Answer the following questions on your Data Sheet

  1. What does squeezing the two pencils together do? Why does it affect what you see?
  2. What did you see when you rotated the pencils 90°?
  3. What would you see if you looked at the light bulb through various objects like
    a) a feather?
    b) metal screen?
    c) diffraction grating?
    d) piece of cloth?
    Rotate each of them while observing.



A nice extension to Activity II is to let the laser pointer shine on a commercial slit apparatus that has single slits, double slits, and diffraction gratings of different sizes. You can obtain these devices from science suppliers like CENCO (800-262-3626) and Edmunds (609-573-6250). There are several other sources of light that can be observed with diffraction gratings:
1) Neon bulbs can be obtained in specialty lighting stores.
2) GrowLuxă fluorescent lamps (with many bands) can be obtained from gardening supply stores.
3) LEDs of various colors can be obtained from Radio Shack. They must be wired with a current limiting resistor. LEDs are available in red, yellow, and green; they will emit strongly in those colors, but also weakly in others.
4) Blacklight fluorescent lamps will produce violet, green, and yellow lines.
5) Color white paper with fluorescent crayons and illuminate with UV light. The various colored crayons will emit different lines.  

Students with Special Needs

Some students will need assistance in several aspects of this activity. Be careful with handling the laser pointer. Safety is very important in using the laser pointer. Teachers may want to do the laser pointer activity as a demonstration.
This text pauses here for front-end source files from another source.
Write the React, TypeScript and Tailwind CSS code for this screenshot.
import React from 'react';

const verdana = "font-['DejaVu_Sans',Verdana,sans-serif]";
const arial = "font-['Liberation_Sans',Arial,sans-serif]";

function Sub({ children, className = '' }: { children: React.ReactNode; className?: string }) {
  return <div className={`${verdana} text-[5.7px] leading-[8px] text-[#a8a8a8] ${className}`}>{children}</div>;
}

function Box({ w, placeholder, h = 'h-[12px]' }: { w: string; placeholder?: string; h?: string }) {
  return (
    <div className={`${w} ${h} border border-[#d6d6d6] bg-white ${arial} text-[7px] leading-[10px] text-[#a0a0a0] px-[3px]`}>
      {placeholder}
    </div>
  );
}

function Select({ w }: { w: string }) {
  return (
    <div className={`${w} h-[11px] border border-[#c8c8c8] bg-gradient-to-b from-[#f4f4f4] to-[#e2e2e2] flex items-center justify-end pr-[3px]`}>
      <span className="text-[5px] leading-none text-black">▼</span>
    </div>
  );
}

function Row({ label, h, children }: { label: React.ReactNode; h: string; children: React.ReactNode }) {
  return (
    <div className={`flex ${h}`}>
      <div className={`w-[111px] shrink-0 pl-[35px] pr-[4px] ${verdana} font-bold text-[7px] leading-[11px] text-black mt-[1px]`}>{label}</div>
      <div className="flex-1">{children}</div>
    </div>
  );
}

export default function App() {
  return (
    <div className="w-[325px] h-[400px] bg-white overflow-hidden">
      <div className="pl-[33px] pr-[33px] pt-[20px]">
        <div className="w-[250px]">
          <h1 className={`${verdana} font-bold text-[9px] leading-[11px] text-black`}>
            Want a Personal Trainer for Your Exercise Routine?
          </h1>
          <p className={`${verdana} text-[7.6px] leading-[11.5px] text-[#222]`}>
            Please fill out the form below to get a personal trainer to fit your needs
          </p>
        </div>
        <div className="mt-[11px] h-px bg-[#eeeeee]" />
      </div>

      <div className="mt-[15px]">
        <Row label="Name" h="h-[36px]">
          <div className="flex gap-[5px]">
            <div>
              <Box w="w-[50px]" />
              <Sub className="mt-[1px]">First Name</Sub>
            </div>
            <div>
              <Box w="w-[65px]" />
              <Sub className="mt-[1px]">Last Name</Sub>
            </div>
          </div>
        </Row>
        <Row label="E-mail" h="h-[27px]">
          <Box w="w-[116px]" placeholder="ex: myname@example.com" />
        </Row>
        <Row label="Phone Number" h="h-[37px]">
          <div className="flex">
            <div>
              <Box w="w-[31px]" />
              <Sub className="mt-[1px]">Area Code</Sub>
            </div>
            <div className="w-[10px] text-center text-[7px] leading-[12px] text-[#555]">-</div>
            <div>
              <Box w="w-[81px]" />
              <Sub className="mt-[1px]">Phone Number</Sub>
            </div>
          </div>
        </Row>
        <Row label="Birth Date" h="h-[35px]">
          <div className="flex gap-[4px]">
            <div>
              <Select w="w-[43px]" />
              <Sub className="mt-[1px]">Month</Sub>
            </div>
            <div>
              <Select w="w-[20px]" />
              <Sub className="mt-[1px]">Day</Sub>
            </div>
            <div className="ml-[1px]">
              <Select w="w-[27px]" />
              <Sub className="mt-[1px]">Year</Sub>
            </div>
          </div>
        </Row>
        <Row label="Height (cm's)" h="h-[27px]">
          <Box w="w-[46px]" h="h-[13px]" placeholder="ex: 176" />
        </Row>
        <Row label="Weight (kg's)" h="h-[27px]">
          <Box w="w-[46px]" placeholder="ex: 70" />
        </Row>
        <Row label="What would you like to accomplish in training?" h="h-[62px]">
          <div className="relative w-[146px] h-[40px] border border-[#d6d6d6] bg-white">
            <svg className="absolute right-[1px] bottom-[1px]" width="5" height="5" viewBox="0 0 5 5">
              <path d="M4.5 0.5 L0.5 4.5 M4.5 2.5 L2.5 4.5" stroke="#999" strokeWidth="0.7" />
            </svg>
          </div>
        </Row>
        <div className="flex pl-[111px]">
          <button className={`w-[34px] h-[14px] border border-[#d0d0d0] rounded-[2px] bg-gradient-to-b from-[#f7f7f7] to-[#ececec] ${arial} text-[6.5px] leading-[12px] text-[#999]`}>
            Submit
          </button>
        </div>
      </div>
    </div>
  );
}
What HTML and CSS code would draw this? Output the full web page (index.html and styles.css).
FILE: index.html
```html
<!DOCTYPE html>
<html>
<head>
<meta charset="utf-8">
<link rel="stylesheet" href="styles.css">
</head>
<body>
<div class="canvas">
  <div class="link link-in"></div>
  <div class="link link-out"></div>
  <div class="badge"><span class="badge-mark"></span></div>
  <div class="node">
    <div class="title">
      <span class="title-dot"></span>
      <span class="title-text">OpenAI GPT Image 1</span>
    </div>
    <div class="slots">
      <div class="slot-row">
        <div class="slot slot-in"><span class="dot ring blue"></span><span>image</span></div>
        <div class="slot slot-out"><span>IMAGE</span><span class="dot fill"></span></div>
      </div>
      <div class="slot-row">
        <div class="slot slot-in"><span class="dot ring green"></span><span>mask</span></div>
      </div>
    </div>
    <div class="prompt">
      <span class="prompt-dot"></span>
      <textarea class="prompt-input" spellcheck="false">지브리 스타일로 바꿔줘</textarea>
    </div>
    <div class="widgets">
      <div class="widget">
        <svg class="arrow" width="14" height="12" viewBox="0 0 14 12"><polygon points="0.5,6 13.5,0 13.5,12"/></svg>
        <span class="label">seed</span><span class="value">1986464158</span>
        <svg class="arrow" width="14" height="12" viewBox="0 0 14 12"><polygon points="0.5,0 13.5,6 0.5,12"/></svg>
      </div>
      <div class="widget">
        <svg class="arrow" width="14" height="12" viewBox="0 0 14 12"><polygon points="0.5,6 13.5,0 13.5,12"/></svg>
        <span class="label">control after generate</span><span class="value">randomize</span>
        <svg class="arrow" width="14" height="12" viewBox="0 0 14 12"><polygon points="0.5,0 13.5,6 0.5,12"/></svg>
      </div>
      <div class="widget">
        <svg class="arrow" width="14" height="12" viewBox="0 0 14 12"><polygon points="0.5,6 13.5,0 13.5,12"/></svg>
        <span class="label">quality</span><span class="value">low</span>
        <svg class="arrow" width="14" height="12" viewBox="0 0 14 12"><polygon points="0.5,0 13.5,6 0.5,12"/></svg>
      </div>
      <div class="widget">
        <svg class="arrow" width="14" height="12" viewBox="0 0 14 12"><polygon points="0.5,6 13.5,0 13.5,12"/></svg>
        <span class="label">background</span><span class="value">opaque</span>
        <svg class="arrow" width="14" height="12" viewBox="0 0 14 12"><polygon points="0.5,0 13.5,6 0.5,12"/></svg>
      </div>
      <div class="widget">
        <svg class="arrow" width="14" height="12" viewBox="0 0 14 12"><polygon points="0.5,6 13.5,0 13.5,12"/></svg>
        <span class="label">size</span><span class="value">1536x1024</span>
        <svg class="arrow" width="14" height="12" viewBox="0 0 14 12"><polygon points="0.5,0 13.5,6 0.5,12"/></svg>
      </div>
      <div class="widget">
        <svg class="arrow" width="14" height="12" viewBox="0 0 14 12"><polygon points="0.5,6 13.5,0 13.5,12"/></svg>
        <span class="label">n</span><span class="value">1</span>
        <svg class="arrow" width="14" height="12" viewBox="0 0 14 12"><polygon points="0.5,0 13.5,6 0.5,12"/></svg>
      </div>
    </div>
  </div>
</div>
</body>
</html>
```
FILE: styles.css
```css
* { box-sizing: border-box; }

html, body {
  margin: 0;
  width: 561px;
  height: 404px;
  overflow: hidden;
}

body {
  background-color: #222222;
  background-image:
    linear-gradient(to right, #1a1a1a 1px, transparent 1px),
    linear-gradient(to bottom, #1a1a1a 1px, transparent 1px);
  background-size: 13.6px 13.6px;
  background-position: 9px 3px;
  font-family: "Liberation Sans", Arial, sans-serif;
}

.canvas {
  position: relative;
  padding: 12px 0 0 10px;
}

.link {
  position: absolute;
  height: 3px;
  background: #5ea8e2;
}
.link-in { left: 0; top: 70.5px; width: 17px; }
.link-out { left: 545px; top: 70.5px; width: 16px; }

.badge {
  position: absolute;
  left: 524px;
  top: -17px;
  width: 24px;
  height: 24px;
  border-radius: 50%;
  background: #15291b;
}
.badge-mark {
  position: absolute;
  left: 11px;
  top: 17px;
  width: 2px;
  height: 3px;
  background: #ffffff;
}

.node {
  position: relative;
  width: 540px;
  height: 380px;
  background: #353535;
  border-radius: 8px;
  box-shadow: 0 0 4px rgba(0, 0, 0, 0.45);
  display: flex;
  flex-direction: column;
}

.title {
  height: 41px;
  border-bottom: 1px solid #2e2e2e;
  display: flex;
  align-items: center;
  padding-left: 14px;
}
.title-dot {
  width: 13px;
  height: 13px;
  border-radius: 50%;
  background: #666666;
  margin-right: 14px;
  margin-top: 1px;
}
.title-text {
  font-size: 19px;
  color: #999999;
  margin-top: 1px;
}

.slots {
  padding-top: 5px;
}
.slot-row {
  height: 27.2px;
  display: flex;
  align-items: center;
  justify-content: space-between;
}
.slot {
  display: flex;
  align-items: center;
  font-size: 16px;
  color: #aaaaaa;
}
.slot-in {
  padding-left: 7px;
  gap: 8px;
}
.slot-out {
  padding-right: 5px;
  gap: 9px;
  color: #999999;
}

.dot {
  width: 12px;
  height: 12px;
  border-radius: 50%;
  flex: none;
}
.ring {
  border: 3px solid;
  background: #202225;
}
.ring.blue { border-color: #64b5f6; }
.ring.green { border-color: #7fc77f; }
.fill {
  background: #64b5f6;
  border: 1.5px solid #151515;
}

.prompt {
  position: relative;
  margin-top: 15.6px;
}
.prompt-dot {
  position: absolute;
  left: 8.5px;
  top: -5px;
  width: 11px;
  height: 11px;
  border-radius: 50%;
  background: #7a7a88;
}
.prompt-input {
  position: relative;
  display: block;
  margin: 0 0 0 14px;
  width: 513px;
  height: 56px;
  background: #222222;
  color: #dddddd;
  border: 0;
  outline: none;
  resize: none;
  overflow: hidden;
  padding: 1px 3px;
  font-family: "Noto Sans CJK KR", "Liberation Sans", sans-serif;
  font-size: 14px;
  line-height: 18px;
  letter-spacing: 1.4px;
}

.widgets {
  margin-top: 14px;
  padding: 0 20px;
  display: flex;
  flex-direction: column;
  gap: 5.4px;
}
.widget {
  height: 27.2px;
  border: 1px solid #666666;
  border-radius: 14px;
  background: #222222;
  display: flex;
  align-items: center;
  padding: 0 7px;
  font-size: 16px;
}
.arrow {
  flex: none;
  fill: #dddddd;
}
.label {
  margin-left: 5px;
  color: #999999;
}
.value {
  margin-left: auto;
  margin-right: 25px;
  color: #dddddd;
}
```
To see the spectra with the diffraction gratings, the students will need to look off to the side; some students will need help.

Click here for further information on laboratories with students with special needs.



The students should each write down what they observe in these activities on a Data Sheet and discuss their answers to the questions. It is okay for the students to discuss the questions and answers, but the students should write out the answers in their own words.